═════ EXERCISE INPUTS ═════
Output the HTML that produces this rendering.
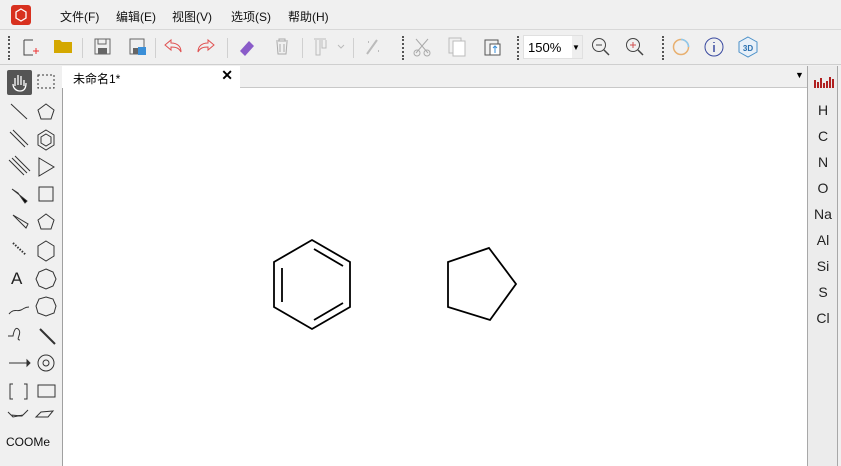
═════
═════ EXERCISE INPUTS ═════
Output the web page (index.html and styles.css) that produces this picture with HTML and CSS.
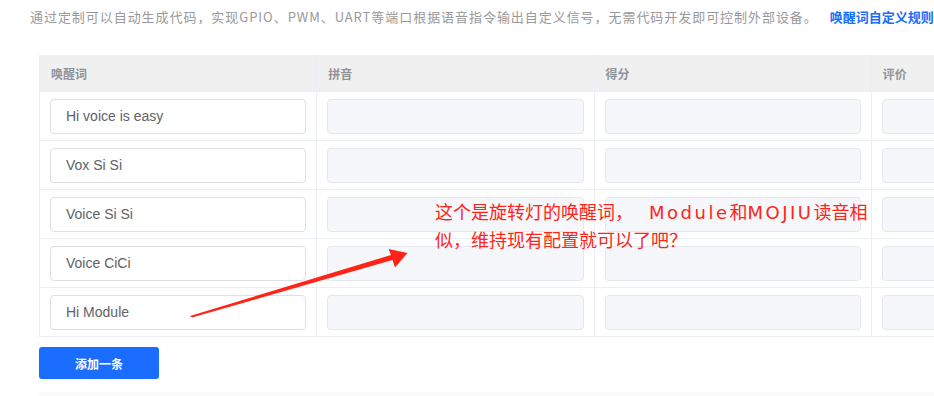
═════
═════ EXERCISE INPUTS ═════
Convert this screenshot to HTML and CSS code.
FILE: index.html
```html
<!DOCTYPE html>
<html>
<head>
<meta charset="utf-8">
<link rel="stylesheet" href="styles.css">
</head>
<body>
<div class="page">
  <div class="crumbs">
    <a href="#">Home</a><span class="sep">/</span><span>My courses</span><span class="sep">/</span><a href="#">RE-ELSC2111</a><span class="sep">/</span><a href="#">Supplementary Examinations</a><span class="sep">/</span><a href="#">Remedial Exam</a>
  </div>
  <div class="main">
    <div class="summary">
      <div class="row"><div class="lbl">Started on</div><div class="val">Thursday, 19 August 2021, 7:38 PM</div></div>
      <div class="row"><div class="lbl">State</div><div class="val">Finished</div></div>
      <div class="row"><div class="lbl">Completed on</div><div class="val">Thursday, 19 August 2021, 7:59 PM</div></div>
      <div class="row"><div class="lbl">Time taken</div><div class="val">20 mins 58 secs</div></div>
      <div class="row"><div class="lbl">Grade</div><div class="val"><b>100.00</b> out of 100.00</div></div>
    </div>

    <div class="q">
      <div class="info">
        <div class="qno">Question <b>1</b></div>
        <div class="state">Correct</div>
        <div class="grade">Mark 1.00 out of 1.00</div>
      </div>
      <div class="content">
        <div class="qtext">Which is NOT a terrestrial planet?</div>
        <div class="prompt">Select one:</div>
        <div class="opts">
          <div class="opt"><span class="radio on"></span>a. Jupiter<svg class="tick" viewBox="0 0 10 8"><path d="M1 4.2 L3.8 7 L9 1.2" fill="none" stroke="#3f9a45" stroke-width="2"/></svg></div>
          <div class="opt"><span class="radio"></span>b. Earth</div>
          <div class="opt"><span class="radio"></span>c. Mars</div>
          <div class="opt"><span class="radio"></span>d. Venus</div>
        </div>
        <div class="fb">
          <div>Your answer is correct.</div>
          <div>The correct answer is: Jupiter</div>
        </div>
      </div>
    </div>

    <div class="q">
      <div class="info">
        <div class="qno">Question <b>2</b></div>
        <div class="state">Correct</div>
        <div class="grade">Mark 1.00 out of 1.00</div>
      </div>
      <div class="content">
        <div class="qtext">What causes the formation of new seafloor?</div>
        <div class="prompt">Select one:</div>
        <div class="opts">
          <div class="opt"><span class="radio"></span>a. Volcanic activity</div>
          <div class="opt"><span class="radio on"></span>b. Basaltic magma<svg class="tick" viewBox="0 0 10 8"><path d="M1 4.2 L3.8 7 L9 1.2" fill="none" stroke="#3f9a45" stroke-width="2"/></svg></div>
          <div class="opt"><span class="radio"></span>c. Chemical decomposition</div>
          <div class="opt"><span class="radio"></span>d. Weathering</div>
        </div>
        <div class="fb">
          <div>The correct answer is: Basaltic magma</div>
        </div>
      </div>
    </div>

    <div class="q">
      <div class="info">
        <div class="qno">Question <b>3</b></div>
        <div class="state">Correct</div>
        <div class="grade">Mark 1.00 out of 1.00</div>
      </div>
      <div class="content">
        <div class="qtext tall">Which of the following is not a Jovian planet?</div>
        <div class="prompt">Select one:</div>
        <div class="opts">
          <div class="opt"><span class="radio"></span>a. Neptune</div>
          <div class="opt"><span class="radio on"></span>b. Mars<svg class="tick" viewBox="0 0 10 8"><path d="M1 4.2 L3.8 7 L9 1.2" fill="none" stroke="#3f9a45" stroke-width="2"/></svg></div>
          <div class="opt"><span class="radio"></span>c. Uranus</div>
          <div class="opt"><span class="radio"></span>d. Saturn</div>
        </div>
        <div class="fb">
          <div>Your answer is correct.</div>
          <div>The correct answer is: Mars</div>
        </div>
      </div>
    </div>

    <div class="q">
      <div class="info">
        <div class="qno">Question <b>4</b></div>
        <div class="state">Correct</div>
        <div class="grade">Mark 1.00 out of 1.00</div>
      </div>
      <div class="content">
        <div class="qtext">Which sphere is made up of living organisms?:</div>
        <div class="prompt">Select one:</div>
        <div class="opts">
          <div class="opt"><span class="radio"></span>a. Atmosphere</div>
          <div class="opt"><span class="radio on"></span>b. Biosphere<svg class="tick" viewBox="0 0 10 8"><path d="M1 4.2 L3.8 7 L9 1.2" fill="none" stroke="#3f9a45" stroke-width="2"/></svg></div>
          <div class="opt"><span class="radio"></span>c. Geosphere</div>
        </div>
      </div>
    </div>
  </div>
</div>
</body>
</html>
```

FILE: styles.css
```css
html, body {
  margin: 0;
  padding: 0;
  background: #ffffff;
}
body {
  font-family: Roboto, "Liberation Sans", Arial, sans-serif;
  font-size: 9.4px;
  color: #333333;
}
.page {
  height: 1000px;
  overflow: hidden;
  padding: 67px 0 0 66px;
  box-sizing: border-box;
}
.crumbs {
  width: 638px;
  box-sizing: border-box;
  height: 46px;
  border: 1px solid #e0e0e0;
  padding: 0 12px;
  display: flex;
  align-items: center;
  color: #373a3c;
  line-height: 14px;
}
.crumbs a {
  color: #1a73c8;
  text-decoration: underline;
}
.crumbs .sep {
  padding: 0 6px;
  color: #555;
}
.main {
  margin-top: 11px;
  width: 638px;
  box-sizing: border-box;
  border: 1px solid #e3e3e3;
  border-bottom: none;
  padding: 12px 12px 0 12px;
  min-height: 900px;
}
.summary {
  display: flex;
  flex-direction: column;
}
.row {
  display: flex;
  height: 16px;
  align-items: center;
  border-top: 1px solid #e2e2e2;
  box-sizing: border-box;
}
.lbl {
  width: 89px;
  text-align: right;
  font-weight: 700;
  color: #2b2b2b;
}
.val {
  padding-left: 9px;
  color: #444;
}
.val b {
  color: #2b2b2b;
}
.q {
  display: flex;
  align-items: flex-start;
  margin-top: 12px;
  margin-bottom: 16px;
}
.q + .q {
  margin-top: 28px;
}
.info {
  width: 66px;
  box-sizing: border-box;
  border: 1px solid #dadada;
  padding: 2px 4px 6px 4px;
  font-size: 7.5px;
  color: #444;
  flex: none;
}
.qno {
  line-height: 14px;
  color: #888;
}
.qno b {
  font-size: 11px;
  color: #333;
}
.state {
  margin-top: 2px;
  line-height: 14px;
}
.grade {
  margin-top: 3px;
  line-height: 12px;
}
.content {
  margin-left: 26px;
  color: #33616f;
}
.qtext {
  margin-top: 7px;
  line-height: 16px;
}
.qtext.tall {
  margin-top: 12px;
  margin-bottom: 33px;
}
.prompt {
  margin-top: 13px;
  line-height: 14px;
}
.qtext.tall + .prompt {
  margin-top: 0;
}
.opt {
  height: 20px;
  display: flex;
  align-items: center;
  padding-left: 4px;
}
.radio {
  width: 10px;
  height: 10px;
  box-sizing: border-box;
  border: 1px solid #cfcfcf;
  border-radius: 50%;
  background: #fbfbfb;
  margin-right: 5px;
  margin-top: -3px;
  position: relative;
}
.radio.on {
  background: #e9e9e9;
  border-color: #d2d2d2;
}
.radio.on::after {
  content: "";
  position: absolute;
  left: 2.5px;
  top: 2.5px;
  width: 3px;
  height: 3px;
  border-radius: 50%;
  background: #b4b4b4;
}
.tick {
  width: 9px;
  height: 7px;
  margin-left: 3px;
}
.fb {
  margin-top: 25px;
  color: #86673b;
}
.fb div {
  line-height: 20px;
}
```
═════
Search the data for "Output". Copy every line that has it.

Output the HTML that produces this rendering.
Output the web page (index.html and styles.css) that produces this picture with HTML and CSS.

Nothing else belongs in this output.